We have recently been appointed alongside our friends at DTZ to develop a delivery strategy for Stafford Town Centre.
The 5 month project will draw upon URBED's experience of working in Town Centres. This experience includes authoring the report Vital and Viable Town Centres; Meeting the Challenge (HMSO) which was commissioned by the Government in the mid 1990's to inform their town centre policy (Later to become PPG 6: Planning for Town Centres).
Since that time the ideas in the report have had a profound effect on the UK's high streets, stemming the damage done through the Laissez-faire policies of the 1980s and introducing many of the ideas used to revive the high street, most recently championed by the Portas Review.
The fundamental idea behind the Vital and Viable Town Centres report was that town centres can’t rely on the loyalty of their traditional captive markets but have to market and promote themselves, diversify their activities and make themselves much more convenient and attractive. URBED structured these ideas around the ‘4As’ which have since been used as the basis for many town centre strategies.
Attractions: The question to ask is why people would want to come into the town? Many town centre uses depend on existing footfall - they do not, in themselves, attract people but rely on people being attracted by other activities. The attractors include the larger stores, as every shopping centre developer will tell you.
However they also include markets and leisure uses, events and temporary attractions, tourist attractions and specialist retail quarters. They can also include offices (which generate good footfall during the day) and housing which generates footfall in the evening and at weekends.
Access: Places with very strong attractors (such as York) can afford to be difficult to get to. People will want to go there, come-what-may and will be willing to put up with compulsory Park-and-Ride etc… Other places need to work a little harder to make themselves easy and convenient to reach. People will not come into town if parking is difficult and expensive, if public transport is poor and if the walking experience is unpleasant.

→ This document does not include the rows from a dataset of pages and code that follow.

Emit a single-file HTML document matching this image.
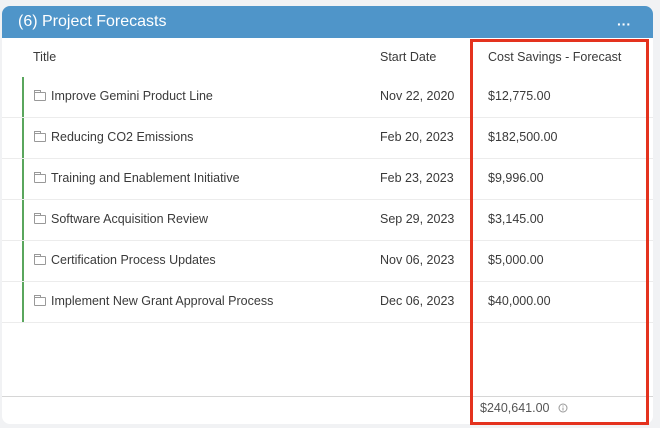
<!DOCTYPE html>
<html><head><style>
*{margin:0;padding:0;box-sizing:border-box}
body{width:660px;height:428px;background:#f1f2f4;font-family:"Liberation Sans",sans-serif;position:relative;overflow:hidden}
.panel{position:absolute;left:2px;top:6px;width:651px;height:418px;background:#fff;border-radius:8px;overflow:hidden}
.hdr{height:32px;background:#4f95c9;color:#fff;font-size:16px;line-height:32px;padding-left:16px}
.dots{position:absolute;right:22px;top:13px;color:#fff;font-size:14px;line-height:10px;font-weight:bold}
.t{position:absolute;font-size:12.5px;color:#3a3a3a;white-space:nowrap}
.line{position:absolute;left:0;width:651px;height:1px;background:#ececec}
.fold{position:absolute;width:12px;height:9px;border:1px solid #999;border-radius:1px}
.fold:before{content:"";position:absolute;left:-1px;top:-3px;width:5px;height:2px;border:1px solid #999;border-bottom:none}
</style></head><body>
<div class="panel">
<div class="hdr">(6) Project Forecasts</div>
<div class="dots">···</div>
</div>
<div class="t" style="left:33px;top:50px">Title</div>
<div class="t" style="left:380px;top:50px">Start Date</div>
<div class="t" style="left:488px;top:50px">Cost Savings - Forecast</div>
<div style="position:absolute;left:22px;top:77px;width:2px;height:245px;background:#5aa65d"></div>

<div class="line" style="top:117px;left:2px"></div>
<div class="line" style="top:158px;left:2px"></div>
<div class="line" style="top:199px;left:2px"></div>
<div class="line" style="top:240px;left:2px"></div>
<div class="line" style="top:281px;left:2px"></div>
<div class="line" style="top:322px;left:2px"></div>
<div class="line" style="top:396px;left:2px;background:#d6d6d6"></div>

<div class="fold" style="left:34px;top:92px"></div><div class="t" style="left:51px;top:89px">Improve Gemini Product Line</div><div class="t" style="left:380px;top:89px">Nov 22, 2020</div><div class="t" style="left:488px;top:89px">$12,775.00</div>
<div class="fold" style="left:34px;top:133px"></div><div class="t" style="left:51px;top:130px">Reducing CO2 Emissions</div><div class="t" style="left:380px;top:130px">Feb 20, 2023</div><div class="t" style="left:488px;top:130px">$182,500.00</div>
<div class="fold" style="left:34px;top:174px"></div><div class="t" style="left:51px;top:171px">Training and Enablement Initiative</div><div class="t" style="left:380px;top:171px">Feb 23, 2023</div><div class="t" style="left:488px;top:171px">$9,996.00</div>
<div class="fold" style="left:34px;top:215px"></div><div class="t" style="left:51px;top:212px">Software Acquisition Review</div><div class="t" style="left:380px;top:212px">Sep 29, 2023</div><div class="t" style="left:488px;top:212px">$3,145.00</div>
<div class="fold" style="left:34px;top:256px"></div><div class="t" style="left:51px;top:253px">Certification Process Updates</div><div class="t" style="left:380px;top:253px">Nov 06, 2023</div><div class="t" style="left:488px;top:253px">$5,000.00</div>
<div class="fold" style="left:34px;top:297px"></div><div class="t" style="left:51px;top:294px">Implement New Grant Approval Process</div><div class="t" style="left:380px;top:294px">Dec 06, 2023</div><div class="t" style="left:488px;top:294px">$40,000.00</div>

<div class="t" style="left:480px;top:401px;color:#555">$240,641.00</div>
<svg style="position:absolute;left:558px;top:403px" width="10" height="10" viewBox="0 0 10 10"><circle cx="5" cy="5" r="4" fill="none" stroke="#999" stroke-width="1"/><line x1="5" y1="4.5" x2="5" y2="7.5" stroke="#999"/><circle cx="5" cy="3" r="0.6" fill="#999"/></svg>
<div style="position:absolute;left:470px;top:39px;width:179px;height:386px;border:3px solid #e4321e"></div>
</body></html>
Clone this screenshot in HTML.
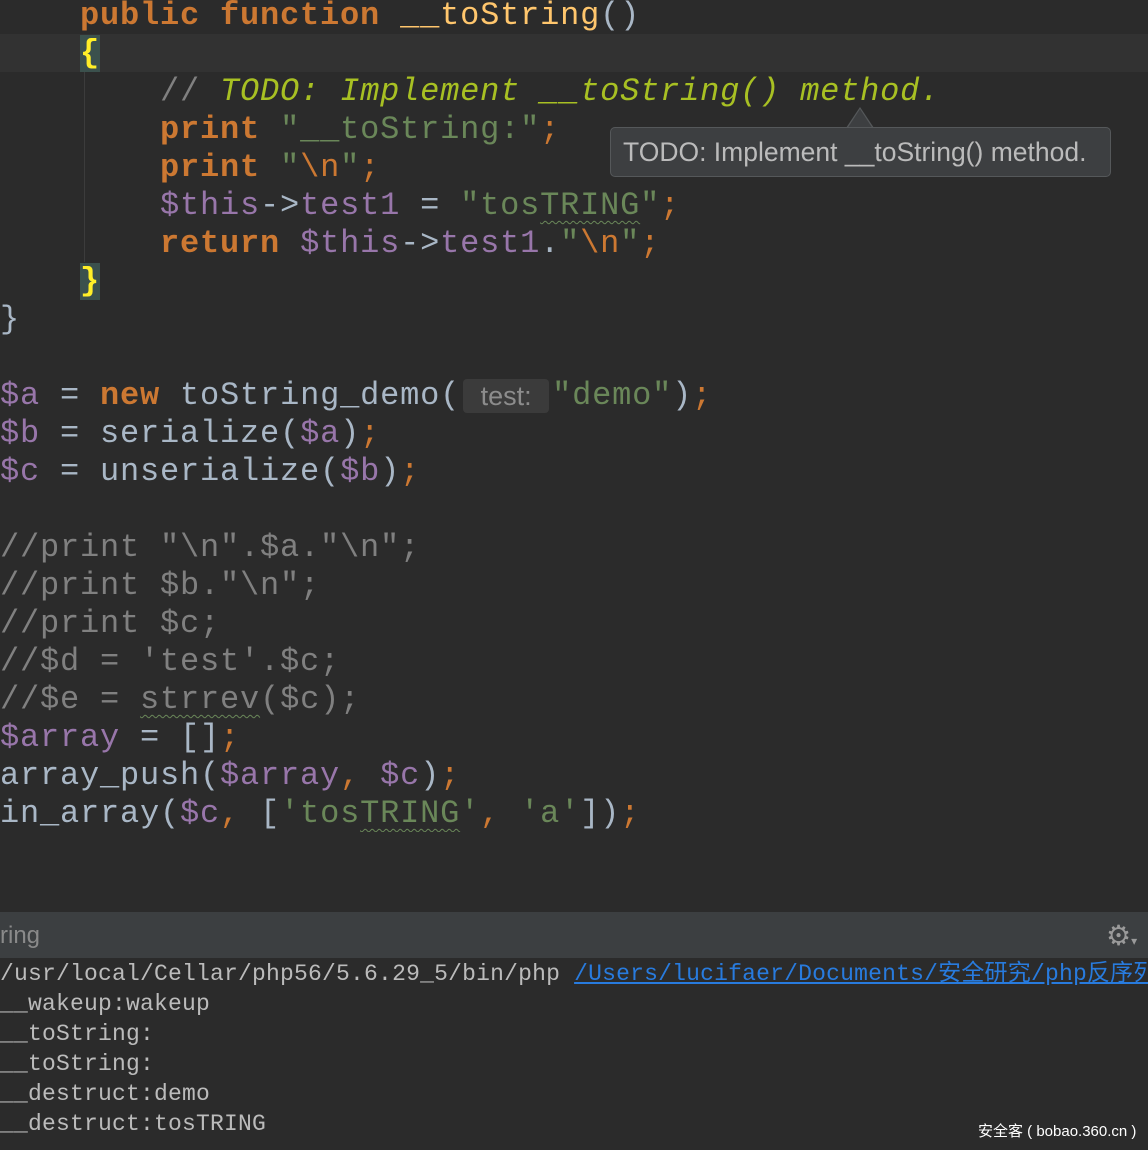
<!DOCTYPE html>
<html><head><meta charset="utf-8"><style>
*{margin:0;padding:0;box-sizing:border-box}
body{width:1148px;height:1150px;overflow:hidden;background:#2b2b2b;position:relative;font-family:"Liberation Mono","Noto Sans CJK SC",monospace}
.ed{position:absolute;left:0;top:0;width:1148px;height:832px;background:#2b2b2b}
.cur{position:absolute;left:0;top:34px;width:1148px;height:38px;background:#323232}
.l{position:absolute;left:0;height:38px;line-height:38px;font-size:32px;letter-spacing:0.8px;color:#a9b7c6;white-space:pre}
.k{color:#cc7832;font-weight:bold}
.s{color:#6a8759}
.v{color:#9876aa}
.c{color:#808080}
.t{color:#a8c023;font-style:italic}
.f{color:#ffc66d}
.o{color:#cc7832}
.br{background:#3b514d;color:#ffef28;font-weight:bold}
.sq{text-decoration:underline wavy #6a8759;text-decoration-thickness:1px;text-underline-offset:6px}
.hint{display:inline-block;background:#3b3b3b;color:#8c8c8c;font-family:"Liberation Sans",sans-serif;font-size:27px;letter-spacing:0;width:86px;height:34px;line-height:34px;text-align:center;border-radius:4px;vertical-align:top;margin:2px 3px 0 3px}
.guide{position:absolute;left:84px;top:72px;width:1px;height:190px;background:#3c3c3c}
.tip{position:absolute;left:610px;top:127px;width:501px;height:50px;background:#3d3f41;border:1px solid #55585a;border-radius:5px;color:#bbbbbb;font-family:"Liberation Sans",sans-serif;font-size:26.5px;line-height:48px;padding-left:12px;white-space:nowrap}
.arr{position:absolute;left:846px;top:107px;width:0;height:0;border-left:14px solid transparent;border-right:14px solid transparent;border-bottom:21px solid #55585a}
.arr2{position:absolute;left:847px;top:109px;width:0;height:0;border-left:13px solid transparent;border-right:13px solid transparent;border-bottom:20px solid #3d3f41}
.gap{position:absolute;left:0;top:832px;width:1148px;height:80px;background:#2b2b2b}
.hdr{position:absolute;left:0;top:912px;width:1148px;height:46px;background:#3c3f41;color:#8a8a8a;font-family:"Liberation Sans",sans-serif;font-size:24px;line-height:48px}
.con{position:absolute;left:0;top:958px;width:1148px;height:192px;background:#2b2b2b}
.cl{position:absolute;left:0;height:30px;line-height:30px;font-size:23px;color:#bbbbbb;white-space:pre;letter-spacing:0.2px}
.lk{color:#287bde;text-decoration:underline}
.wm{position:absolute;left:978px;top:1120px;color:#fff;font-family:"Liberation Sans","Noto Sans CJK SC",sans-serif;font-size:15px}
</style></head><body>
<div class="ed"></div>
<div class="cur"></div>
<div class="guide"></div>
<div class="l" style="top:-3px">    <span class="k">public function</span> <span class="f">__toString</span>()</div>
<div class="l" style="top:35px">    <span class="br">{</span></div>
<div class="l" style="top:73px">        <span class="c">// </span><span class="t">TODO: Implement __toString() method.</span></div>
<div class="l" style="top:111px">        <span class="k">print</span> <span class="s">"__toString:"</span><span class="o">;</span></div>
<div class="l" style="top:149px">        <span class="k">print</span> <span class="s">"</span><span class="o">\n</span><span class="s">"</span><span class="o">;</span></div>
<div class="l" style="top:187px">        <span class="v">$this</span>-><span class="v">test1</span> = <span class="s">"tos<span class="sq">TRING</span>"</span><span class="o">;</span></div>
<div class="l" style="top:225px">        <span class="k">return</span> <span class="v">$this</span>-><span class="v">test1</span>.<span class="s">"</span><span class="o">\n</span><span class="s">"</span><span class="o">;</span></div>
<div class="l" style="top:263px">    <span class="br">}</span></div>
<div class="l" style="top:301px">}</div>
<div class="l" style="top:377px"><span class="v">$a</span> = <span class="k">new</span> toString_demo(<span class="hint">test:</span><span class="s">"demo"</span>)<span class="o">;</span></div>
<div class="l" style="top:415px"><span class="v">$b</span> = serialize(<span class="v">$a</span>)<span class="o">;</span></div>
<div class="l" style="top:453px"><span class="v">$c</span> = unserialize(<span class="v">$b</span>)<span class="o">;</span></div>
<div class="l c" style="top:529px">//print "\n".$a."\n";</div>
<div class="l c" style="top:567px">//print $b."\n";</div>
<div class="l c" style="top:605px">//print $c;</div>
<div class="l c" style="top:643px">//$d = 'test'.$c;</div>
<div class="l c" style="top:681px">//$e = <span class="sq">strrev</span>($c);</div>
<div class="l" style="top:719px"><span class="v">$array</span> = []<span class="o">;</span></div>
<div class="l" style="top:757px">array_push(<span class="v">$array</span><span class="o">,</span> <span class="v">$c</span>)<span class="o">;</span></div>
<div class="l" style="top:795px">in_array(<span class="v">$c</span><span class="o">,</span> [<span class="s">'tos<span class="sq">TRING</span>'</span><span class="o">,</span> <span class="s">'a'</span>])<span class="o">;</span></div>
<div class="arr"></div><div class="arr2"></div>
<div class="tip">TODO: Implement __toString() method.</div>
<div class="gap"></div>
<div class="hdr">ring<span style="position:absolute;left:1106px;top:0;color:#9a9a9a;font-size:28px">⚙<span style="font-size:12px">▾</span></span></div>
<div class="con"></div>
<div class="cl" style="top:959px">/usr/local/Cellar/php56/5.6.29_5/bin/php <span class="lk">/Users/lucifaer/Documents/安全研究/php反序列</span></div>
<div class="cl" style="top:989px">__wakeup:wakeup</div>
<div class="cl" style="top:1019px">__toString:</div>
<div class="cl" style="top:1049px">__toString:</div>
<div class="cl" style="top:1079px">__destruct:demo</div>
<div class="cl" style="top:1109px">__destruct:tosTRING</div>
<div class="wm">安全客 ( bobao.360.cn )</div>
</body></html>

Centres competing with the free parking, offered by out-of-town centres need to pull off the difficult trick of ensuring that car access is easy and parking convenient while also not allowing themselves to be dominated by traffic, intrusive road infrastructure and surface parking .
Amenity: Attractions will only really work if people find the town attractive. They will not be attracted if it appears to be run down, dirty or strewn with litter. They will react against poor quality, shabby buildings and environments that are dominated by traffic or which feel unsafe. Towns have some advantages in this respect, being able to offer authentic environments rather than the artificial experience of out-of-town centres but while people value authenticity they still want the quality of the environment to be good.
Action: The final ‘A’ relates to the capacity of a town to do something about these issues. Out-of-town centres and malls have the advantage of single ownership and a management structure funded by service charges paid by occupants. Successful towns are those that can be equally flexible and responsive to coordinate action and address issues quickly when they arise. The town centre management movement in recent years has done a huge amount to improve town centres but it can also be achieved through effective town councils and town centre business forums.
The four As provide a framework to consider the issues faced by town centres in the round. Too many strategies only address the symptoms of problems - improving the environment of the town without providing attractions, dealing with attractions but without removing barriers to access.